Service Virtualization for Dependent Services
Testing the real behaviour of an API’s dependencies can be tricky, especially when those dependencies are complex, slow, or hard to manipulate. Service virtualization helps as create mocks or stubs for downstream services and provides a straightforward way to simulate varied conditions without disrupting production systems. By recording actual API traffic and reflecting it in dynamic mocks, engineering teams can precisely control error scenarios, delays, load shedding (429 too many requests), or asynchronous responses (202 partial accept).
This approach allows for fault injection: simulating slow responses from a dependent service to observe whether an API correctly returns a retry or fallback code. It also supports more complex flows, for instance, asynchronous behaviour, where requests are partially accepted and clients are given links to monitor status until completion.

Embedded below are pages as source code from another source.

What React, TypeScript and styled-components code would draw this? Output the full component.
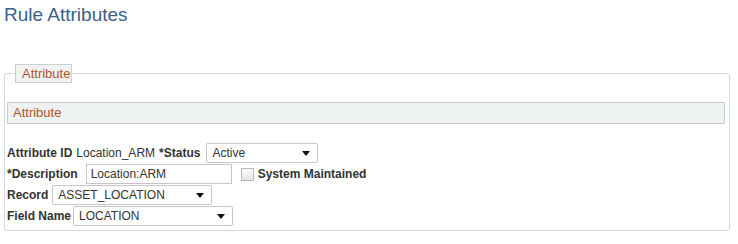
import React from 'react';
import styled, { createGlobalStyle } from 'styled-components';

const GlobalStyle = createGlobalStyle`
    body {
        margin: 0;
        background: #ffffff;
        font-family: 'Liberation Sans', Arial, sans-serif;
        color: #333333;
    }
`;

const Page = styled.div`
    width: 738px;
    height: 244px;
    overflow: hidden;
`;

const Title = styled.h1`
    margin: 0;
    padding: 4px 0 0 4px;
    font-size: 19px;
    line-height: 22px;
    font-weight: normal;
    color: #3e5f8c;
`;

const Group = styled.fieldset`
    margin: 38px 0 0 4px;
    width: 726px;
    height: 167px;
    box-sizing: border-box;
    padding: 0 4px 0 2px;
    border: 1px solid #d3dbe2;
    border-radius: 3px;
`;

const Legend = styled.legend`
    margin-left: 8px;
    padding: 0 1px 0 6px;
    height: 19px;
    box-sizing: border-box;
    line-height: 17px;
    font-size: 13px;
    color: #b0522a;
    background: #f1f3f3;
    border: 1px solid #c9ced3;
`;

const SectionBar = styled.div`
    margin-top: 19px;
    height: 22px;
    box-sizing: border-box;
    padding-left: 5px;
    line-height: 20px;
    font-size: 13px;
    color: #b0522a;
    background: #eef2f2;
    border: 1px solid #c9ced3;
`;

const Rows = styled.div`
    margin-top: 19px;
    display: flex;
    flex-direction: column;
    gap: 1px;
`;

const Row = styled.div`
    display: flex;
    align-items: center;
    height: 20px;
    gap: 4px;
    font-size: 12px;
`;

const Label = styled.span`
    font-weight: bold;
    color: #333333;
`;

const Value = styled.span`
    color: #333333;
`;

const Dropdown = styled.div<{ $width: number; $shift?: number }>`
    width: ${p => p.$width}px;
    height: 20px;
    box-sizing: border-box;
    margin-left: ${p => p.$shift ?? 0}px;
    display: flex;
    align-items: center;
    justify-content: space-between;
    padding: 0 7px 0 5px;
    border: 1px solid #c6c6c6;
    border-radius: 2px;
    background: #ffffff;
    color: #333333;
    font-size: 12px;
`;

const TextBox = styled.div<{ $width: number; $shift?: number }>`
    width: ${p => p.$width}px;
    height: 20px;
    box-sizing: border-box;
    margin-left: ${p => p.$shift ?? 0}px;
    display: flex;
    align-items: center;
    padding: 0 4px;
    border: 1px solid #c6c6c6;
    background: #ffffff;
    font-size: 12px;
    color: #333333;
`;

const Check = styled.span`
    width: 13px;
    height: 13px;
    box-sizing: border-box;
    margin-left: 5px;
    border: 1px solid #b8b8b8;
    background: linear-gradient(#fbfbfb, #e6e6e6);
`;

function Arrow() {
    return (
        <svg width="8" height="5" viewBox="0 0 8 5">
            <polygon points="0,0 8,0 4,5" fill="#111" />
        </svg>
    );
}

export default function App() {
    return (
        <Page>
            <GlobalStyle />
            <Title>Rule Attributes</Title>
            <Group>
                <Legend>Attribute</Legend>
                <SectionBar>Attribute</SectionBar>
                <Rows>
                    <Row>
                        <Label>Attribute ID</Label>
                        <Value>Location_ARM</Value>
                        <Label>*Status</Label>
                        <Dropdown $width={112} $shift={2}>
                            Active <Arrow />
                        </Dropdown>
                    </Row>
                    <Row>
                        <Label>*Description</Label>
                        <TextBox $width={146} $shift={4}>Location:ARM</TextBox>
                        <Check />
                        <Label>System Maintained</Label>
                    </Row>
                    <Row>
                        <Label>Record</Label>
                        <Dropdown $width={160}>
                            ASSET_LOCATION <Arrow />
                        </Dropdown>
                    </Row>
                    <Row>
                        <Label>Field Name</Label>
                        <Dropdown $width={160} $shift={-2}>
                            LOCATION <Arrow />
                        </Dropdown>
                    </Row>
                </Rows>
            </Group>
        </Page>
    );
}
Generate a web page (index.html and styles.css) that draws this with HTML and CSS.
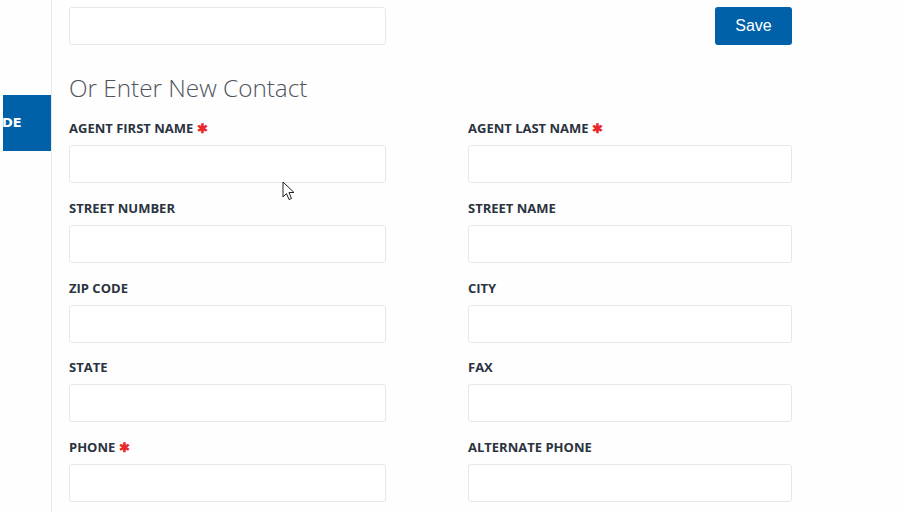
FILE: index.html
```html
<!DOCTYPE html>
<html lang="en">
  <head>
    <meta charset="UTF-8" />
    <meta name="viewport" content="width=device-width, initial-scale=1.0" />
    <title>New Contact</title>
    <link rel="stylesheet" href="styles.css">
  </head>
  <body>
    <div class="page">
      <aside class="sidebar">
        <div class="side-tab">DE</div>
      </aside>

      <main class="content">
        <div class="top-row">
          <input type="text" class="field-input" />
          <div class="save-cell">
            <button class="save-button" type="button">Save</button>
          </div>
        </div>

        <h2 class="section-title">Or Enter New Contact</h2>

        <form class="contact-form">
          <div class="field">
            <label>Agent First Name <span class="req">&#10033;</span></label>
            <input type="text" class="field-input" />
          </div>
          <div class="field">
            <label>Agent Last Name <span class="req">&#10033;</span></label>
            <input type="text" class="field-input" />
          </div>
          <div class="field">
            <label>Street Number</label>
            <input type="text" class="field-input" />
          </div>
          <div class="field">
            <label>Street Name</label>
            <input type="text" class="field-input" />
          </div>
          <div class="field">
            <label>Zip Code</label>
            <input type="text" class="field-input" />
          </div>
          <div class="field">
            <label>City</label>
            <input type="text" class="field-input" />
          </div>
          <div class="field">
            <label>State</label>
            <input type="text" class="field-input" />
          </div>
          <div class="field">
            <label>Fax</label>
            <input type="text" class="field-input" />
          </div>
          <div class="field">
            <label>Phone <span class="req">&#10033;</span></label>
            <input type="text" class="field-input" />
          </div>
          <div class="field">
            <label>Alternate Phone</label>
            <input type="text" class="field-input" />
          </div>
        </form>
      </main>
    </div>

    <!-- mouse pointer caught in the screenshot -->
    <svg class="pointer" width="14" height="22" viewBox="0 0 14 22">
      <path d="M1 1 L1 16 L4.5 12.5 L7 18.5 L9.5 17.5 L7 11.5 L12 11.5 Z"
        fill="#fff" stroke="#222" stroke-width="1" stroke-linejoin="round" />
    </svg>
  </body>
</html>
```

FILE: styles.css
```css
:root {
  --blue: #0060a8;
  --ink: #2b3340;
  --line: #e4e7eb;
  --red: #e8282b;
}

body {
  margin: 0;
  background: #fefefe;
  font-family: "Open Sans", Arial, sans-serif;
  height: 512px;
  overflow: hidden;
}

.page {
  display: flex;
  height: 100%;
}

.sidebar {
  width: 51px;
  border-right: 1px solid var(--line);
  padding-top: 95px;
  flex-shrink: 0;
}

.side-tab {
  margin-left: 3px;
  height: 56px;
  background: var(--blue);
  color: #fff;
  font-family: "DejaVu Sans", sans-serif;
  font-weight: bold;
  font-size: 13px;
  line-height: 56px;
  overflow: hidden;
  text-indent: -1px;
}

.content {
  padding: 7px 0 0 17px;
}

.top-row,
.contact-form {
  display: grid;
  grid-template-columns: 317px 324px;
  column-gap: 82px;
}

.save-cell {
  display: flex;
  justify-content: flex-end;
}

.save-button {
  width: 77px;
  height: 38px;
  background: var(--blue);
  color: #fff;
  border: none;
  border-radius: 3px;
  font-family: "Liberation Sans", Arial, sans-serif;
  font-size: 16px;
  cursor: pointer;
}

.section-title {
  margin: 27px 0 15px;
  font-family: "Open Sans", sans-serif;
  font-weight: 300;
  font-size: 24.3px;
  line-height: 32px;
  color: #50555c;
}

.field {
  display: flex;
  flex-direction: column;
  margin-bottom: 15.75px;
}

.field label {
  font-size: 13px;
  line-height: 16px;
  font-weight: 700;
  text-transform: uppercase;
  color: var(--ink);
  padding-top: 1px;
  margin-bottom: 9px;
}

.req {
  color: var(--red);
  font-size: 13px;
}

.field-input {
  display: block;
  box-sizing: border-box;
  width: 100%;
  height: 38px;
  margin: 0;
  border: 1px solid var(--line);
  border-radius: 3px;
  background: #fff;
}

.pointer {
  position: absolute;
  left: 282px;
  top: 181px;
}
```
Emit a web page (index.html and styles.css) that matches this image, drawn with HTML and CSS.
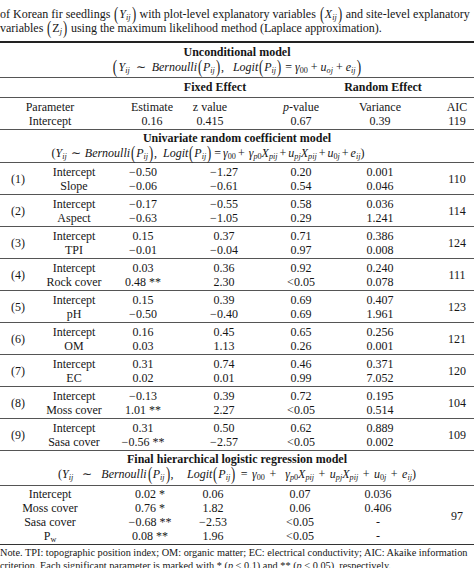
FILE: index.html
```html
<!DOCTYPE html>
<html>
<head>
<meta charset="utf-8">
<link rel="stylesheet" href="styles.css">
</head>
<body>
<div class="page">
<p class="caption">of Korean fir seedlings <span class="bp">(</span><i>Y</i><sub><i>ij</i></sub><span class="bp">)</span> with plot-level explanatory variables <span class="bp">(</span><i>X</i><sub><i>ij</i></sub><span class="bp">)</span> and site-level explanatory<br>variables <span class="bp">(</span>Z<sub><i>j</i></sub><span class="bp">)</span> using the maximum likelihood method (Laplace approximation).</p>
<table class="tbl">
<colgroup>
<col class="c0"><col class="c1"><col class="c2"><col class="c3"><col class="c4"><col class="c5"><col class="c6">
</colgroup>
<tbody class="sec">
<tr><td colspan="7" class="ttl t1">Unconditional model</td></tr>
<tr><td colspan="7" class="fml f1"><span class="bp big">(</span><i>Y</i><sub><i>ij</i></sub> &nbsp;∼&nbsp; <i>Bernoulli</i><span class="bp">(</span><i>P</i><sub><i>ij</i></sub><span class="bp">)</span>, &nbsp;&nbsp;<i>Logit</i><span class="bp">(</span><i>P</i><sub><i>ij</i></sub><span class="bp">)</span> = <i>γ</i><sub>00</sub> + <i>u</i><sub><i>oj</i></sub> + <i>e</i><sub><i>ij</i></sub><span class="bp big">)</span></td></tr>
</tbody>
<tbody class="sec">
<tr class="hdr"><td colspan="2"></td><td colspan="3" class="b fe">Fixed Effect</td><td class="b re">Random Effect</td><td></td></tr>
</tbody>
<tbody class="sec">
<tr class="r1"><td colspan="2" class="pl">Parameter</td><td class="est">Estimate</td><td class="zv">z value</td><td><i>p</i>-value</td><td>Variance</td><td class="aic">AIC</td></tr>
<tr class="r2"><td colspan="2" class="pl">Intercept</td><td class="est">0.16</td><td class="zv">0.415</td><td>0.67</td><td>0.39</td><td class="aic">119</td></tr>
</tbody>
<tbody class="sec">
<tr><td colspan="7" class="ttl t2">Univariate random coefficient model</td></tr>
<tr><td colspan="7" class="fml f2">(<i>Y</i><sub><i>ij</i></sub> &nbsp;∼&nbsp; <i>Bernoulli</i><span class="bp">(</span><i>P</i><sub><i>ij</i></sub><span class="bp">)</span>, &nbsp;&nbsp;<i>Logit</i><span class="bp">(</span><i>P</i><sub><i>ij</i></sub><span class="bp">)</span> = <i>γ</i><sub>00</sub> + &nbsp;<i>γ</i><sub><i>p</i>0</sub><i>X</i><sub><i>pij</i></sub> + <i>u</i><sub><i>pj</i></sub><i>X</i><sub><i>pij</i></sub> + <i>u</i><sub>0<i>j</i></sub> + <i>e</i><sub><i>ij</i></sub>)</td></tr>
</tbody>
<tbody class="grp">
<tr class="r1"><td rowspan="2">(1)</td><td>Intercept</td><td>−0.50</td><td>−1.27</td><td>0.20</td><td>0.001</td><td rowspan="2" class="aic">110</td></tr>
<tr class="r2"><td>Slope</td><td>−0.06</td><td>−0.61</td><td>0.54</td><td>0.046</td></tr>
</tbody>
<tbody class="grp">
<tr class="r1"><td rowspan="2">(2)</td><td>Intercept</td><td>−0.17</td><td>−0.55</td><td>0.58</td><td>0.036</td><td rowspan="2" class="aic">114</td></tr>
<tr class="r2"><td>Aspect</td><td>−0.63</td><td>−1.05</td><td>0.29</td><td>1.241</td></tr>
</tbody>
<tbody class="grp">
<tr class="r1"><td rowspan="2">(3)</td><td>Intercept</td><td>0.15</td><td>0.37</td><td>0.71</td><td>0.386</td><td rowspan="2" class="aic">124</td></tr>
<tr class="r2"><td>TPI</td><td>−0.01</td><td>−0.04</td><td>0.97</td><td>0.008</td></tr>
</tbody>
<tbody class="grp">
<tr class="r1"><td rowspan="2">(4)</td><td>Intercept</td><td>0.03</td><td>0.36</td><td>0.92</td><td>0.240</td><td rowspan="2" class="aic">111</td></tr>
<tr class="r2"><td>Rock cover</td><td>0.48 **</td><td>2.30</td><td>&lt;0.05</td><td>0.078</td></tr>
</tbody>
<tbody class="grp">
<tr class="r1"><td rowspan="2">(5)</td><td>Intercept</td><td>0.15</td><td>0.39</td><td>0.69</td><td>0.407</td><td rowspan="2" class="aic">123</td></tr>
<tr class="r2"><td>pH</td><td>−0.50</td><td>−0.40</td><td>0.69</td><td>1.961</td></tr>
</tbody>
<tbody class="grp">
<tr class="r1"><td rowspan="2">(6)</td><td>Intercept</td><td>0.16</td><td>0.45</td><td>0.65</td><td>0.256</td><td rowspan="2" class="aic">121</td></tr>
<tr class="r2"><td>OM</td><td>0.03</td><td>1.13</td><td>0.26</td><td>0.001</td></tr>
</tbody>
<tbody class="grp">
<tr class="r1"><td rowspan="2">(7)</td><td>Intercept</td><td>0.31</td><td>0.74</td><td>0.46</td><td>0.371</td><td rowspan="2" class="aic">120</td></tr>
<tr class="r2"><td>EC</td><td>0.02</td><td>0.01</td><td>0.99</td><td>7.052</td></tr>
</tbody>
<tbody class="grp">
<tr class="r1"><td rowspan="2">(8)</td><td>Intercept</td><td>−0.13</td><td>0.39</td><td>0.72</td><td>0.195</td><td rowspan="2" class="aic">104</td></tr>
<tr class="r2"><td>Moss cover</td><td>1.01 **</td><td>2.27</td><td>&lt;0.05</td><td>0.514</td></tr>
</tbody>
<tbody class="grp">
<tr class="r1"><td rowspan="2">(9)</td><td>Intercept</td><td>0.31</td><td>0.50</td><td>0.62</td><td>0.889</td><td rowspan="2" class="aic">109</td></tr>
<tr class="r2"><td>Sasa cover</td><td>−0.56 **</td><td>−2.57</td><td>&lt;0.05</td><td>0.002</td></tr>
</tbody>
<tbody class="sec">
<tr><td colspan="7" class="ttl t3">Final hierarchical logistic regression model</td></tr>
<tr><td colspan="7" class="fml f3">(<i>Y</i><sub><i>ij</i></sub> &nbsp;∼&nbsp; <i>Bernoulli</i><span class="bp">(</span><i>P</i><sub><i>ij</i></sub><span class="bp">)</span>, &nbsp;&nbsp;<i>Logit</i><span class="bp">(</span><i>P</i><sub><i>ij</i></sub><span class="bp">)</span> = <i>γ</i><sub>00</sub> + &nbsp;<i>γ</i><sub><i>p</i>0</sub><i>X</i><sub><i>pij</i></sub> + <i>u</i><sub><i>pj</i></sub><i>X</i><sub><i>pij</i></sub> + <i>u</i><sub>0<i>j</i></sub> + <i>e</i><sub><i>ij</i></sub>)</td></tr>
</tbody>
<tbody class="last">
<tr class="f1r"><td colspan="2" class="pl">Intercept</td><td class="fest">0.02 *</td><td class="fz">0.06</td><td class="fp">0.07</td><td class="fv">0.036</td><td rowspan="4" class="aic">97</td></tr>
<tr><td colspan="2" class="pl">Moss cover</td><td class="fest">0.76 *</td><td class="fz">1.82</td><td class="fp">0.06</td><td class="fv">0.406</td></tr>
<tr><td colspan="2" class="pl">Sasa cover</td><td class="fest">−0.68 **</td><td class="fz">−2.53</td><td class="fp">&lt;0.05</td><td class="fv">-</td></tr>
<tr class="f4r"><td colspan="2" class="pl">P<sub>w</sub></td><td class="fest">0.08 **</td><td class="fz">1.96</td><td class="fp">&lt;0.05</td><td class="fv">-</td></tr>
</tbody>
</table>
<p class="note">Note. TPI: topographic position index; OM: organic matter; EC: electrical conductivity; AIC: Akaike information<br>criterion. Each significant parameter is marked with * (<i>p</i> &lt; 0.1) and ** (<i>p</i> &lt; 0.05), respectively.</p>
</div>
</body>
</html>
```
FILE: styles.css
```css
html, body {
  margin: 0;
  padding: 0;
  background: #ffffff;
}
body {
  color: #161616;
  font-family: "Liberation Serif", "Times New Roman", serif;
  font-size: 12px;
}
.page {
  width: 474px;
  height: 568px;
  overflow: hidden;
  padding-top: 7px;
  box-sizing: border-box;
}
sub {
  font-size: 0.68em;
  vertical-align: -0.3em;
  line-height: 0;
}
.bp {
  display: inline-block;
  transform: scale(1.05, 1.5);
  margin: 0 1px;
  font-style: normal;
}
.bp.big {
  transform: scale(1.1, 1.55);
}
.caption {
  margin: 0;
  font-size: 12px;
  line-height: 14px;
  white-space: nowrap;
}
.tbl {
  width: 474px;
  margin-top: 6px;
  border-collapse: collapse;
  table-layout: fixed;
  border-top: 2px solid #222222;
}
.c0 { width: 36px; }
.c1 { width: 76px; }
.c2 { width: 62px; }
.c3 { width: 100px; }
.c4 { width: 54px; }
.c5 { width: 104px; }
.c6 { width: 42px; }
.tbl td {
  padding: 0;
  text-align: center;
  line-height: 14px;
  white-space: nowrap;
}
.sec, .grp {
  border-bottom: 1px solid #555555;
}
.last {
  border-bottom: 1px solid #333333;
}
.ttl {
  font-weight: bold;
}
.tbl td.t1 { padding-top: 2px; }
.tbl td.t2 { padding-top: 1px; }
.tbl td.t3 { padding-top: 1px; }
.tbl td.fml {
  line-height: 16px;
}
.tbl td.f1 { padding-bottom: 2px; }
.tbl td.f2 { padding-bottom: 1px; padding-right: 58px; word-spacing: -1px; }
.tbl td.f3 { padding-bottom: 3px; word-spacing: 1.5px; }
.b { font-weight: bold; }
.tbl .hdr td { padding-top: 2px; padding-bottom: 3px; }
.tbl td.fe { padding-right: 10px; }
.tbl td.re { padding-left: 6px; }
.tbl td.pl { padding-right: 12px; }
.tbl td.est { padding-left: 18px; }
.tbl td.zv { padding-right: 28px; }
.tbl td.aic { padding-left: 8px; }
.tbl .r1 td { padding-top: 2px; }
.tbl .r2 td { padding-bottom: 1px; }
.tbl .r1 td[rowspan] { padding-top: 0; }
.tbl td.fest { padding-left: 14px; }
.tbl td.fz { padding-right: 22px; }
.tbl td.fp { padding-right: 2px; }
.tbl td.fv { padding-right: 4px; }
.tbl .f1r td { padding-top: 1px; }
.tbl .f4r td { padding-bottom: 1px; }
.note {
  margin: 1px 0 0 0;
  font-size: 10.3px;
  line-height: 13px;
  white-space: nowrap;
}
```
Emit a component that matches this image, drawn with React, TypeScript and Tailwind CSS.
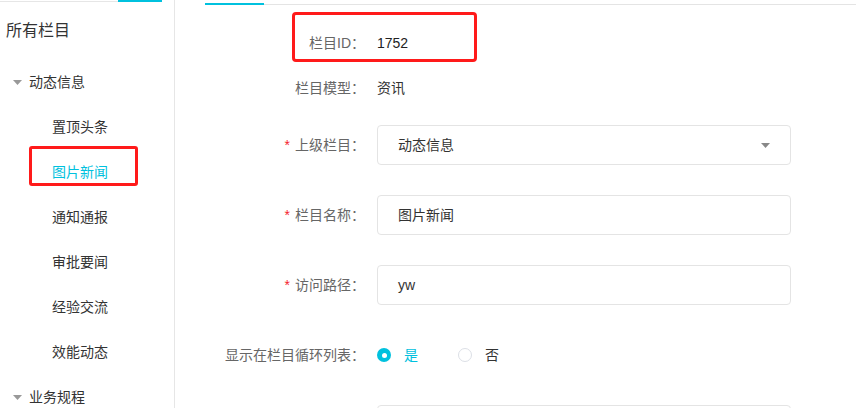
import React from "react";

const CYAN = "#00c1de";

const children = ["置顶头条", "图片新闻", "通知通报", "审批要闻", "经验交流", "效能动态"];

const Caret = ({ className }: { className?: string }) => (
  <svg width="9" height="5" viewBox="0 0 9 5" className={className}>
    <path d="M0 0 L9 0 L4.5 5 Z" fill="currentColor" />
  </svg>
);

const Label: React.FC<{ text: string; required?: boolean }> = ({ text, required }) => (
  <div className="w-[202px] shrink-0 pr-[12px] text-right text-[#666]">
    {required && <span className="mr-[5px] text-[#f5222d]">*</span>}
    {text}
  </div>
);

const Field: React.FC<{ value: string; select?: boolean }> = ({ value, select }) => (
  <div className="flex h-[40px] w-[414px] items-center justify-between rounded-[4px] border border-[#e4e4e4] px-[20px] text-[#333]">
    <span>{value}</span>
    {select && <Caret className="text-[#888]" />}
  </div>
);

export default function App() {
  return (
    <div className="flex h-[408px] w-[856px] overflow-hidden bg-white text-[14px] font-['Liberation_Sans','Noto_Sans_CJK_SC',sans-serif]">
      {/* sidebar tree */}
      <aside className="w-[175px] shrink-0 border-r border-[#e6e6e6]">
        <div className="flex h-[2px]">
          <div className="w-[118px] border-b border-[#e6e6e6]" />
          <div className="w-[44px]" style={{ backgroundColor: CYAN }} />
        </div>
        <div className="pl-[6px] pt-[17px] text-[16px] leading-[24px] text-[#333]">所有栏目</div>
        <div className="mt-[17px]">
          <div className="flex h-[45px] items-center pl-[13px] text-[#333]">
            <Caret className="mr-[7px] text-[#999]" />
            动态信息
          </div>
          {children.map((c) => (
            <div
              key={c}
              className={`relative flex h-[45px] items-center pl-[52px] ${
                c === "图片新闻" ? "text-[#00c1de]" : "text-[#333]"
              }`}
            >
              {c}
              {c === "图片新闻" && (
                <div className="absolute left-[29px] top-[-4px] h-[40px] w-[109px] rounded-[3px] border-[3px] border-[#ff1a1a]" />
              )}
            </div>
          ))}
          <div className="flex h-[45px] items-center pl-[13px] text-[#333]">
            <Caret className="mr-[7px] text-[#999]" />
            业务规程
          </div>
        </div>
      </aside>

      {/* form */}
      <main className="flex-1">
        <div className="flex h-[5px]">
          <div className="w-[30px]" />
          <div className="w-[59px] border-b-2 border-[#00c1de]" />
          <div className="flex-1 border-b border-[#e4e4e4]" />
        </div>

        <div className="relative mt-[18px] flex h-[40px] items-center">
          <Label text="栏目ID：" />
          <span className="text-[#222]">1752</span>
          <div className="absolute left-[117px] top-[-11px] h-[50px] w-[185px] rounded-[4px] border-[3px] border-[#ff1a1a]" />
        </div>

        <div className="mt-[5px] flex h-[40px] items-center">
          <Label text="栏目模型：" />
          <span className="text-[#333]">资讯</span>
        </div>

        <div className="mt-[17px] flex items-center">
          <Label text="上级栏目：" required />
          <Field value="动态信息" select />
        </div>

        <div className="mt-[30px] flex items-center">
          <Label text="栏目名称：" required />
          <Field value="图片新闻" />
        </div>

        <div className="mt-[30px] flex items-center">
          <Label text="访问路径：" required />
          <Field value="yw" />
        </div>

        <div className="mt-[30px] flex h-[40px] items-center">
          <Label text="显示在栏目循环列表：" />
          <div className="flex items-center">
            <span className="flex h-[14px] w-[14px] items-center justify-center rounded-full bg-[#00c1de]">
              <span className="h-[5px] w-[5px] rounded-full bg-white" />
            </span>
            <span className="ml-[13px] text-[#00c1de]">是</span>
            <span className="ml-[40px] h-[14px] w-[14px] rounded-full border border-[#dcdfe6]" />
            <span className="ml-[13px] text-[#333]">否</span>
          </div>
        </div>

        <div className="mt-[30px] flex items-center">
          <Label text="" />
          <Field value="" />
        </div>
      </main>
    </div>
  );
}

Intelligent Testing: Shifting Left in the Development Cycle
With automated contract tests, generative schema resiliency tests, and virtualized dependencies, resiliency testing can be “shifted left.” This means teams validate integration points and error handling early in the development lifecycle, not just as part of late-stage QA. Extensive negative and dependency tests become part of local development and then CI/CD pipelines, dramatically improving coverage. No-code test generation further accelerates this by enabling anyone to configure and execute complex scenarios without manual scripting.
Conclusion
API resiliency is now a non-negotiable feature as outages linger in memory not just for technologists but for end users impacted by service failures. Through a combination of negative functional testing, fault simulation and service virtualization, organizations can proactively safeguard their API ecosystems. Automating these practices with tools like Specmatic Studio ensures consistent, exhaustive coverage, allowing teams to discover and address flaws before they hit production. In an API-driven world, robustness under adverse conditions is as important as delivering the right data under ideal ones.